Following the fire, the landlord said the letting agent failed to complete the necessary repair works they had committed to. As a result of this, the property was left in an uninhabitable state, with lost rental income and significant repair costs. The landlord’s insurance policy did not cover the repairs as the damage had been caused by illegal activity.  

A letter sent by the letting agent to the landlord following the fire stated that the property was under the day-to-day care of a third-party management company. The letter claimed the landlord was aware of this arrangement, which the landlord denied. The Ombudsman found no evidence supporting the landlord's awareness.  

The Guaranteed Rent Agreement, which was between the letting agent and the landlord, gave the letting agent discretion in finding suitable tenants. The Ombudsman determined the agent was obligated to seek the landlord's approval before involving another agent, but there was no evidence of an agreement with the third-party company. 

Following the fire, a letter from the letting agent to the landlord referenced the third-party management company’s involvement, stating that the company had agreed to uphold the guaranteed rent owed and fully refurbish the property.  It went on to say that the letting agent would conduct regular site checks to ensure work was ongoing.  

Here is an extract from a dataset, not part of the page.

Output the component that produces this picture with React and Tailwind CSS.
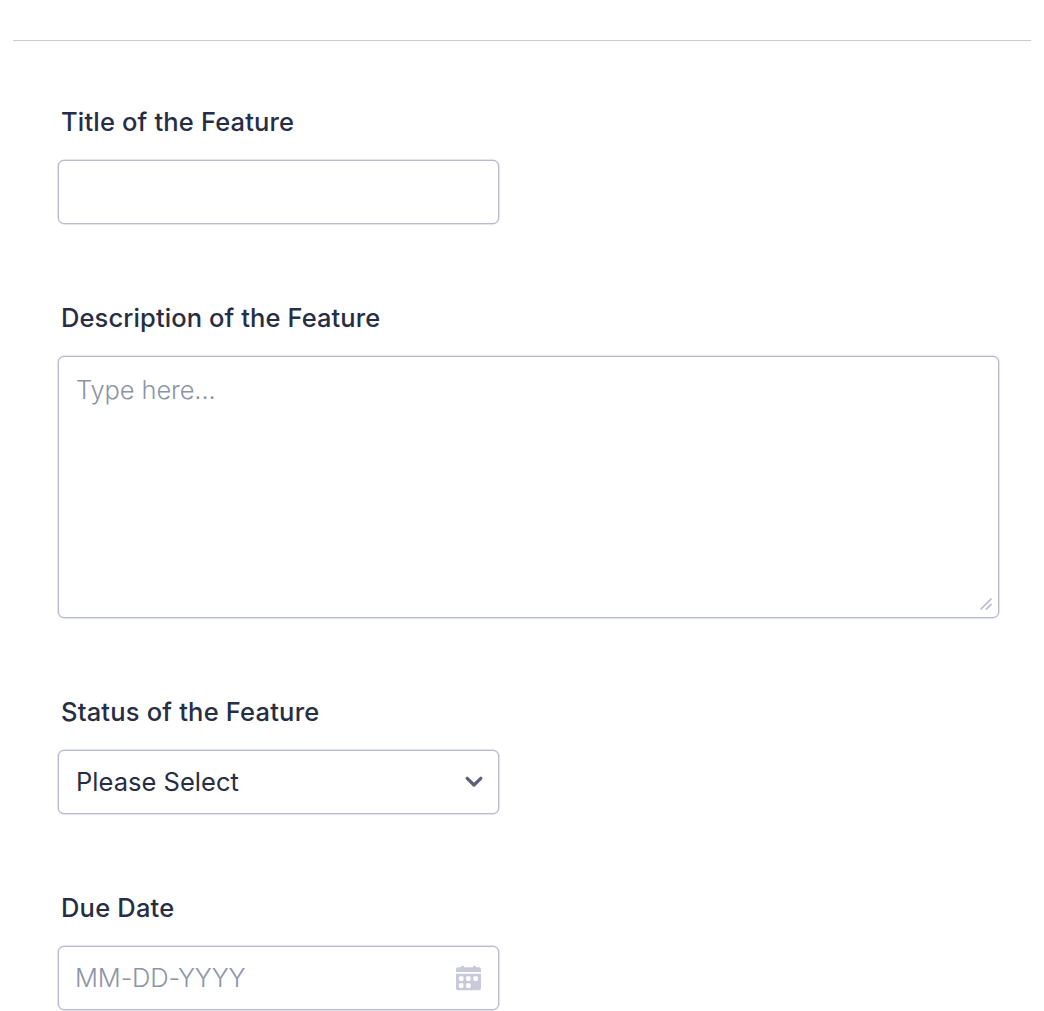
import React from "react";

function Field({ label, labelClass, children }) {
  return (
    <section className="flex flex-col">
      <div className={`flex h-8 items-center pl-[3px] text-[25.5px] leading-8 font-medium whitespace-nowrap text-[#272e44] ${labelClass}`}>
        <span>{label}</span>
      </div>
      <div className="mt-[22px]">{children}</div>
    </section>
  );
}

const box = "rounded-[6px] border-[1.5px] border-[#b8bacd] bg-white shadow-[0_0_0_0.5px_#c9cbda]";

function Chevron() {
  return (
    <svg width="18" height="12" viewBox="0 0 18 12" fill="none" stroke="#5b6278" strokeWidth="3.2" strokeLinecap="round" strokeLinejoin="round">
      <path d="M2.2 2.3 9 9 15.8 2.3" />
    </svg>
  );
}

function Calendar() {
  return (
    <svg width="25" height="26" viewBox="0 0 25 26" fill="#c8cadb">
      <rect x="5" y="0.8" width="3" height="4" rx="1.2" />
      <rect x="17" y="0.8" width="3" height="4" rx="1.2" />
      <path d="M2 2.2h21a2 2 0 0 1 2 2v2.7H0V4.2a2 2 0 0 1 2-2z" />
      <path
        fillRule="evenodd"
        d="M0 8.7h25v14.6a2 2 0 0 1-2 2H2a2 2 0 0 1-2-2zM4.3 11.3a1.4 1.4 0 0 0-1.4 1.4v1.8a1.4 1.4 0 0 0 1.4 1.4h1.8a1.4 1.4 0 0 0 1.4-1.4v-1.8a1.4 1.4 0 0 0-1.4-1.4zM11.5 11.3a1.4 1.4 0 0 0-1.4 1.4v1.8a1.4 1.4 0 0 0 1.4 1.4h1.8a1.4 1.4 0 0 0 1.4-1.4v-1.8a1.4 1.4 0 0 0-1.4-1.4zM18.7 11.3a1.4 1.4 0 0 0-1.4 1.4v1.8a1.4 1.4 0 0 0 1.4 1.4h1.8a1.4 1.4 0 0 0 1.4-1.4v-1.8a1.4 1.4 0 0 0-1.4-1.4zM4.3 18.3a1.4 1.4 0 0 0-1.4 1.4v1.8a1.4 1.4 0 0 0 1.4 1.4h1.8a1.4 1.4 0 0 0 1.4-1.4v-1.8a1.4 1.4 0 0 0-1.4-1.4zM11.5 18.3a1.4 1.4 0 0 0-1.4 1.4v1.8a1.4 1.4 0 0 0 1.4 1.4h1.8a1.4 1.4 0 0 0 1.4-1.4v-1.8a1.4 1.4 0 0 0-1.4-1.4z"
      />
    </svg>
  );
}

export default function App() {
  return (
    <main className="h-[1011px] w-[1044px] overflow-hidden bg-white pt-10 font-['Inter',sans-serif]">
      <hr className="mx-[13px] border-t border-[#c8cadb]" />
      <form className="mt-[65px] ml-[58px] flex w-[941px] flex-col gap-[78px]">
        <Field label="Title of the Feature" labelClass="tracking-[0.17px]">
          <div className={`h-16 w-[441px] ${box}`} />
        </Field>
        <Field label="Description of the Feature" labelClass="tracking-[0.1px]">
          <div className={`relative h-[262px] w-full pt-[17px] pl-[17px] ${box}`}>
            <span className="block text-[25.5px] leading-8 font-light tracking-[-0.12px] text-[#8d94a8]">Type here...</span>
            <svg className="absolute right-[6px] bottom-[7px]" width="12" height="12" viewBox="0 0 12 12" fill="none" stroke="#b8bacd" strokeWidth="1.7" strokeLinecap="round">
              <path d="M1 11 11 1M6.5 11 11 6.5" />
            </svg>
          </div>
        </Field>
        <Field label="Status of the Feature" labelClass="tracking-[0.2px]">
          <div className={`flex h-16 w-[441px] items-center justify-between pr-[15px] pl-[17px] ${box}`}>
            <span className="text-[25.5px] leading-8 tracking-[0.02px] text-[#272e44]">Please Select</span>
            <Chevron />
          </div>
        </Field>
        <Field label="Due Date" labelClass="tracking-[0.2px]">
          <div className={`flex h-16 w-[441px] items-center justify-between pr-[17px] pl-4 ${box}`}>
            <span className="text-[25.5px] leading-8 font-light tracking-[-0.12px] text-[#8d94a8]">MM-DD-YYYY</span>
            <Calendar />
          </div>
        </Field>
      </form>
    </main>
  );
}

The Ombudsman held that, despite instructing the third party for repairs, the letting agent remained responsible under the Guaranteed Rent Agreement. Thus, the landlord reasonably expected the agent to oversee and ensure the repairs. 

The Ombudsman would expect an agent to respond promptly to communication they receive from tenants and landlords, particularly where issues relate to repairs and maintenance. It is best practice for an agent to proactively update landlords about ongoing repairs and maintenance issues that have been reported. In this case, an approximate timeline for the repairs including a start date would have been appropriate, as well as continued monitoring progress of the repairs being undertaken by the other agent they had involved.  

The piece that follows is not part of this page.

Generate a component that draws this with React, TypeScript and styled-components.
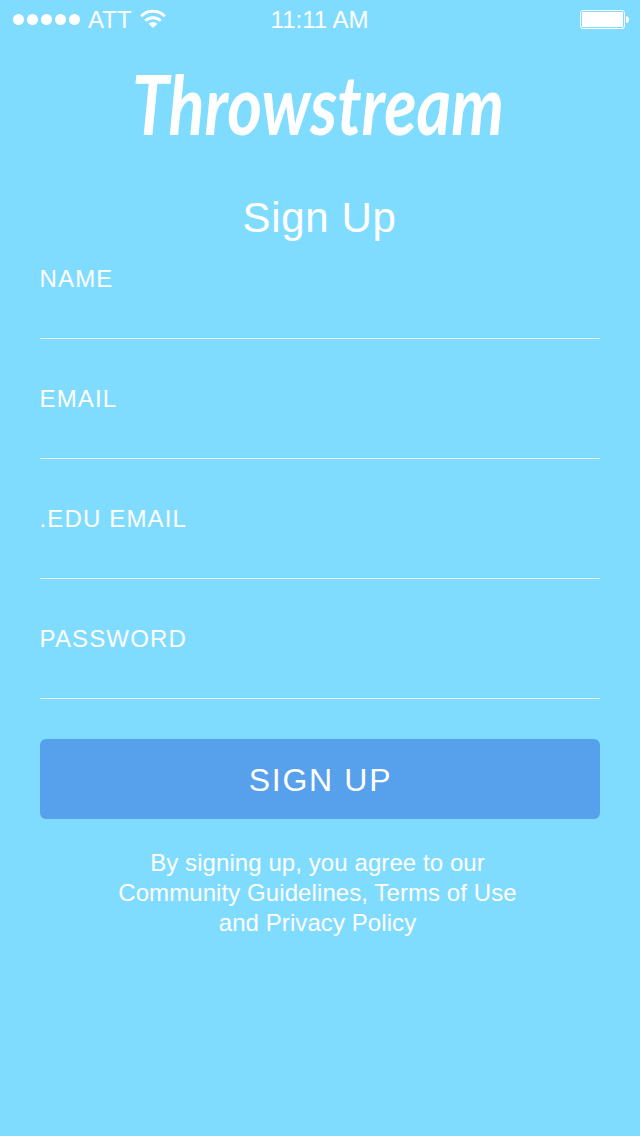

After a period struggling to contact the letting agent, a meeting took place between the landlord and letting agent where the agent said the repairs would be completed by the following month. The landlord complained every month for a further three months after the date he was told works would be completed.  

The Ombudsman was not satisfied that the letting agent made reasonable efforts to ensure that the repairs to the property were completed within a reasonable timeframe.  

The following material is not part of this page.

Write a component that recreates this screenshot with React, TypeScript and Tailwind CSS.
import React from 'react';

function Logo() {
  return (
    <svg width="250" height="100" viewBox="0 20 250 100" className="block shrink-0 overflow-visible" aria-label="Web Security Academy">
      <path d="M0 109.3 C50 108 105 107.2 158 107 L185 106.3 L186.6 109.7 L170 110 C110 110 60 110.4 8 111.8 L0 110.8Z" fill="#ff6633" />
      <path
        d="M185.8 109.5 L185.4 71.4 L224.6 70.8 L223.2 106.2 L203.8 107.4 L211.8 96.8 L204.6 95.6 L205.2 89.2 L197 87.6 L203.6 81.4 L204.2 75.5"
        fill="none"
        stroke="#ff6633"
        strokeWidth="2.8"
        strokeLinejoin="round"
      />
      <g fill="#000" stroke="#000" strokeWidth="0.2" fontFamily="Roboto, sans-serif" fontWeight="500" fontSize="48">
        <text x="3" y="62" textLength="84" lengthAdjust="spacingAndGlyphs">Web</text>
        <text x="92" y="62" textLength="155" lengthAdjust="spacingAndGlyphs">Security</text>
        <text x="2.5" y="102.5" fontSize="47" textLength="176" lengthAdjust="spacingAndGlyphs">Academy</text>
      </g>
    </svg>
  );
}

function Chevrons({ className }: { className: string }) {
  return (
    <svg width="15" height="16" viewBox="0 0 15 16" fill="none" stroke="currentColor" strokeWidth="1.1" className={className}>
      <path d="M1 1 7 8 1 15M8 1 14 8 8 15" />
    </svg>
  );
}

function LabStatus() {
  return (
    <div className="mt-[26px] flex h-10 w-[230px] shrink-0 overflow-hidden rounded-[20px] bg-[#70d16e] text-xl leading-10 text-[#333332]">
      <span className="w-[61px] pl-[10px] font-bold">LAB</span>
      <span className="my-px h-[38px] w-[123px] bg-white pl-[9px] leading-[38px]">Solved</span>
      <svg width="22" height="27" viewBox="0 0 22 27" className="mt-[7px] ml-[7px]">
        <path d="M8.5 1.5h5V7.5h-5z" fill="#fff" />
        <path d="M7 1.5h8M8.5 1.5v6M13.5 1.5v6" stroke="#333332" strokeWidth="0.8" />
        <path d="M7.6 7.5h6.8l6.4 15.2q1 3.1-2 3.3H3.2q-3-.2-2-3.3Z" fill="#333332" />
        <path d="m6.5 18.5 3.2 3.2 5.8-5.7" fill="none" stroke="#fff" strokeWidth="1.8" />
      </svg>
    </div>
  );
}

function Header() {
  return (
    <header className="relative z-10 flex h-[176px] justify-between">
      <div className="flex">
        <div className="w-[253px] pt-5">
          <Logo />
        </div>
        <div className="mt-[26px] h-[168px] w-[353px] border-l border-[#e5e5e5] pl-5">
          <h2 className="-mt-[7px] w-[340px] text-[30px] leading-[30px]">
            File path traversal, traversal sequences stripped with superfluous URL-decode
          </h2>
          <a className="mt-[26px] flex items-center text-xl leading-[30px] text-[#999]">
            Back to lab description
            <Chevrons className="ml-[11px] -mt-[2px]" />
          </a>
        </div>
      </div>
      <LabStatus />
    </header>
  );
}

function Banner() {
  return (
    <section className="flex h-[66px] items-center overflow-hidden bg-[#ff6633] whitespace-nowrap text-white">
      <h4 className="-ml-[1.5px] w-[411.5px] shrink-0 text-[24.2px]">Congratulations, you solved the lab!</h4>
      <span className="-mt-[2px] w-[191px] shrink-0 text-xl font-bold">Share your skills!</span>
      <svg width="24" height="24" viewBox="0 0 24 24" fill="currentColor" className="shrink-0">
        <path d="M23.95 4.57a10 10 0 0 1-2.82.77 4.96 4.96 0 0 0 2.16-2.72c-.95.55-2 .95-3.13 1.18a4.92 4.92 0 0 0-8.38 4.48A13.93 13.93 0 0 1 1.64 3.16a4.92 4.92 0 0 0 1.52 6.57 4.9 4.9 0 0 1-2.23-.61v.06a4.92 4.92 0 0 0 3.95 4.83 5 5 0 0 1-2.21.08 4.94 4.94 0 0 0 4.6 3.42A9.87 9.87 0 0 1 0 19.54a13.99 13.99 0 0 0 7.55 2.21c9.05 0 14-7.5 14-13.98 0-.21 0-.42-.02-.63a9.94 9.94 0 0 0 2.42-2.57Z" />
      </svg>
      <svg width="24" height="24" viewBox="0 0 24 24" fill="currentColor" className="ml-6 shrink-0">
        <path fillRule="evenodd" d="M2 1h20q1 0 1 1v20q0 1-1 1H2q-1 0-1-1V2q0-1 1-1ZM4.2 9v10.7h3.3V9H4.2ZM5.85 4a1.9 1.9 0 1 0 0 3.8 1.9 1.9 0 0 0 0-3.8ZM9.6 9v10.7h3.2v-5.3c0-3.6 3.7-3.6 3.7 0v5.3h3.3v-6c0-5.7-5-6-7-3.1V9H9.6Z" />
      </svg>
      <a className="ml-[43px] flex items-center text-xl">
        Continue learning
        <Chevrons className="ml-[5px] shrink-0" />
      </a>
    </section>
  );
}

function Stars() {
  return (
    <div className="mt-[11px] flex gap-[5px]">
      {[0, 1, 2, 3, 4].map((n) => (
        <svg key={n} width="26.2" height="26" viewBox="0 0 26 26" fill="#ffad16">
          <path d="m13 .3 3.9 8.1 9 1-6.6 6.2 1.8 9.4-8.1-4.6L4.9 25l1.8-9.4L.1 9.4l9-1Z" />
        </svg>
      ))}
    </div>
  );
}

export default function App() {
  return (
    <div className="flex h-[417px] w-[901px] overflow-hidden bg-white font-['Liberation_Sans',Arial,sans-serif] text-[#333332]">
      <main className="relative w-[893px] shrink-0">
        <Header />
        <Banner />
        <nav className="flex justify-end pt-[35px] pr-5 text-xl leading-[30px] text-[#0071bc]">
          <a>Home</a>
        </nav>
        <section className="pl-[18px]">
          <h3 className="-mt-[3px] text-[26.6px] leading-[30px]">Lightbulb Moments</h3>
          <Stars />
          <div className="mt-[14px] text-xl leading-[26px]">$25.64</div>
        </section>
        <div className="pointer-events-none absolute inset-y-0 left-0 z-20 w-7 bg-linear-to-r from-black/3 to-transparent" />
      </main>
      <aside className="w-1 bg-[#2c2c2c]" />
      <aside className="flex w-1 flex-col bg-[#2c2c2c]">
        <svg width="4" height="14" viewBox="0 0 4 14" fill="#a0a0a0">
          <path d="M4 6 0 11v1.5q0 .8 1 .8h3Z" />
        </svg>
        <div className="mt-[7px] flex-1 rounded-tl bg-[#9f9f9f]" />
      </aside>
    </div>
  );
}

As the property was unhabitable due to the damage, the landlord independently sought for the repairs to be carried out at the property at considerable expense and inconvenience to himself.  

While the extent of the third-party management company’s involvement was unclear due to insufficient information, the letting agent’s letter to the landlord suggested that the third-party was sub-instructed for day-to-day care, repairs, and tenant management. The letting agent, without the landlord's consent, engaged another agent to find tenants who subsequently caused significant damage to the property. The Guaranteed Rent Agreement lacked a provision absolving the letting agent from repair responsibility in such cases. 

If the letting agent did not intend to be responsible for such a situation, it should have specified this in the Agreement or outlined its responsibilities more explicitly. Instead, by listing what they would not be responsible for, instead of making it clear what they would be responsible for, the letting agent set a precedent for repairs needed outside of the actions they have stated they would not be responsible for. 

Consequently, in line with their business terms, the Ombudsman supported this element of the dispute and determined the letting agent cover the cost of the works to the property. The landlord provided evidence that works carried out totalled £20,186. 

In addition to unpaid rent, the landlord also requested to be compensated £4,800 for the loss of three months rental payments when the property was vacant due to repairs. The Property Ombudsman’s Terms of Reference allows the award of ‘actual, proven, financial loss’. Any potential loss of rent is speculative, and the Guaranteed Rent Agreement specifically excluded periods where the property was uninhabitable therefore the Ombudsman did not direct an award in respect of loss of rent.  


Rental Payments 

The landlord said that the letting agent owed £8,000 for five months' unpaid rent under the Guaranteed Rent Agreement, specifying a monthly payment of £1,600. However, a clause in the Guaranteed Rent Agreement absolved the letting agent from any liability of rent payments if the property was unfit for habitation until the property had been fully reinstated by the landlord. 

While the damage was not caused by the landlord, and he suffered financial loss due to property damage, the letting agent was not liable for the rent within the Agreement's parameters and therefore the Ombudsman did not uphold this part of the complaint. 


Routine Visits 

The landlord said he requested routine property inspections from the letting agent for several months before the fire, but they were not conducted. The letting agent claimed to have inspected the property once but did not provide a report despite requests.  

In accordance with the Code, the frequency of routine visits should be agreed upon with the landlord, and records of such visits should be maintained and shared with both parties. 

The Guaranteed Rent Agreement did not include any specific clause on routine inspections, and there was no evidence of a written agreement on the inspection frequency. Without this clarity, it is uncertain whether the landlord and letting agent agreed to a schedule for routine visits. Since there was no proof of a discussed schedule in the agreement, the Ombudsman did not uphold this part of the complaint. 



The Ombudsman supported aspects of the dispute, and based on the provided reasons, made an award of £20,636.30 (£20,186.30 for financial loss in respect of the repairs and £450 for distress).